The meeting further seeks to build bridges with institutions in all five African sub-regions, as well as key Diaspora intellectual communities. It will examine the roots of Pan-Africanism based on the works of pioneering intellectuals such as Blyden, Du Bois, Marcus and Amy Garvey, and Padmore. Blyden greatly influenced Garvey, Nkrumah, Padmore, and Mazrui. From the time of Garvey and Du Bois to more contemporary Pan-Africanists like Adedeji and Mbeki, the idea of Pan-Africanism has also been fiercely contested.

One of the early champions of African democracy was the only black Nobel prize winner in economics, Arthur Lewis, who advised Nkrumah: ironically one of the early pioneers of one-party rule. The influential idea of an “African Renaissance” was championed by Pixley Seme, Nnamdi Azikiwe, and Cheikh Anta Diop. Another South African struggle icon, Robert Sobukwe, championed non-racialism, with his ideas influencing Steve Biko’s Black Consciousness Movement.
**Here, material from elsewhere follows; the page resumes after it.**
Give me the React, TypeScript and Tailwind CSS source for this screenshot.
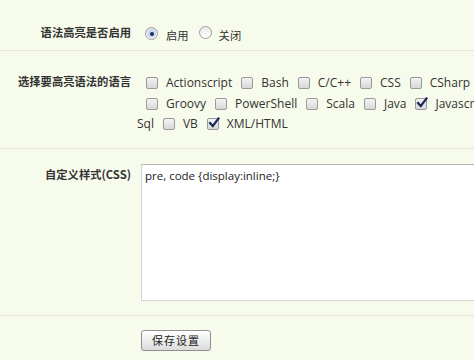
import React from 'react';

// Settings form: syntax highlight options

type Item = { label?: string; box?: boolean; checked?: boolean };

const lines: Item[][] = [
  [
    { box: true }, { label: 'Actionscript' },
    { box: true }, { label: 'Bash' },
    { box: true }, { label: 'C/C++' },
    { box: true }, { label: 'CSS' },
    { box: true }, { label: 'CSharp' },
  ],
  [
    { box: true }, { label: 'Groovy' },
    { box: true }, { label: 'PowerShell' },
    { box: true }, { label: 'Scala' },
    { box: true }, { label: 'Java' },
    { box: true, checked: true }, { label: 'Javascript' },
    { box: true },
  ],
  [
    { label: 'Sql' },
    { box: true }, { label: 'VB' },
    { box: true, checked: true }, { label: 'XML/HTML' },
  ],
];

function CheckBox({ checked }: { checked?: boolean }) {
  return (
    <span className="relative ml-[9px] mr-[8px] inline-block h-[12px] w-[12px] shrink-0 rounded-[2px] border border-[#9a9a9a] bg-gradient-to-b from-[#f4f4f4] to-[#d8d8d8]">
      {checked && (
        <svg className="absolute left-[0px] top-[-2px]" width="12" height="12" viewBox="0 0 12 12">
          <path d="M2 6 L4.8 9 L10.5 1.5" fill="none" stroke="#1b2a5c" strokeWidth="2.2" strokeLinecap="square" />
        </svg>
      )}
    </span>
  );
}

function Radio({ checked }: { checked?: boolean }) {
  return (
    <span className="inline-flex h-[13px] w-[13px] shrink-0 items-center justify-center rounded-full border border-[#9a9a9a] bg-gradient-to-b from-[#e8e8e8] to-[#ffffff]">
      {checked && (
        <span className="flex h-[9px] w-[9px] items-center justify-center rounded-full bg-[#c8d8f0]">
          <span className="h-[4px] w-[4px] rounded-full bg-[#1b2a5c]" />
        </span>
      )}
    </span>
  );
}

const labelCls =
  "w-[131px] shrink-0 text-right text-[11.3px] font-bold text-[#333] [font-family:'Noto_Sans_CJK_SC',sans-serif]";

export default function App() {
  return (
    <div className="h-[360px] w-[474px] overflow-hidden bg-[#f7fbec] text-[#333] [font-family:'Open_Sans','Noto_Sans_CJK_SC',sans-serif]">
      {/* row 1 */}
      <div className="flex h-[51px] items-start border-b border-[#e4e8d4] pt-[24px]">
        <div className={labelCls + ' leading-[16px]'}>语法高亮是否启用</div>
        <div className="ml-[14px] flex items-center text-[11.3px] leading-[16px] [font-family:'Noto_Sans_CJK_SC',sans-serif]">
          <Radio checked />
          <span className="ml-[8px] mt-[3px]">启用</span>
          <span className="ml-[10px]"><Radio /></span>
          <span className="ml-[7px] mt-[3px]">关闭</span>
        </div>
      </div>

      {/* row 2 */}
      <div className="flex h-[98px] items-start border-b border-[#e4e8d4] pt-[22px]">
        <div className={labelCls + ' leading-[16px]'}>选择要高亮语法的语言</div>
        <div className="ml-[6px] flex w-[400px] shrink-0 flex-col text-[12px]">
          {lines.map((line, i) => (
            <div key={i} className="flex h-[20.5px] items-center whitespace-nowrap">
              {line.map((it, j) =>
                it.box ? <CheckBox key={j} checked={it.checked} /> : <span key={j}>{it.label}</span>
              )}
            </div>
          ))}
        </div>
      </div>

      {/* row 3 */}
      <div className="flex h-[167px] items-start border-b border-[#e4e8d4] pt-[15px]">
        <div className={labelCls + ' mt-[2px] leading-[16px]'}>自定义样式(CSS)</div>
        <textarea
          className="ml-[10px] h-[137px] w-[400px] shrink-0 resize-none border border-[#d4d4d4] border-t-[#b8b8b8] bg-white px-[3px] py-[3px] text-[11.5px] leading-[16px] text-[#222] outline-none"
          defaultValue="pre, code {display:inline;}"
        />
      </div>

      {/* row 4 */}
      <div className="flex pt-[14px]">
        <div className="w-[131px] shrink-0" />
        <button className="ml-[10px] h-[21px] w-[70px] rounded-[3px] border border-[#8f8f8f] bg-gradient-to-b from-[#ffffff] to-[#dcdcdc] text-[11px] leading-[19px] tracking-[1px] text-[#222] [font-family:'Noto_Sans_CJK_SC',sans-serif]">
          保存设置
        </button>
      </div>
    </div>
  );
}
The issue of cultural Pan-Africanism will also be addressed. This idea represented the reaction by the black African Diaspora to the indignities that black people had suffered in the West. Writers like Aimé Césaire and Léopold Senghor developed the idea of négritude which glorified black culture. Wole Soyinka and Derek Walcott are Nobel literature laureates whose work will be assessed, while the musical activism of Bob Marley, Fela Anikulapo-Kuti, Miriam Makeba, and Harry Bellafonte will also be discussed.

Professor Adekeye Adebajo is Director of the Institute for Pan-African Thought and Conversation at the University of Johannesburg.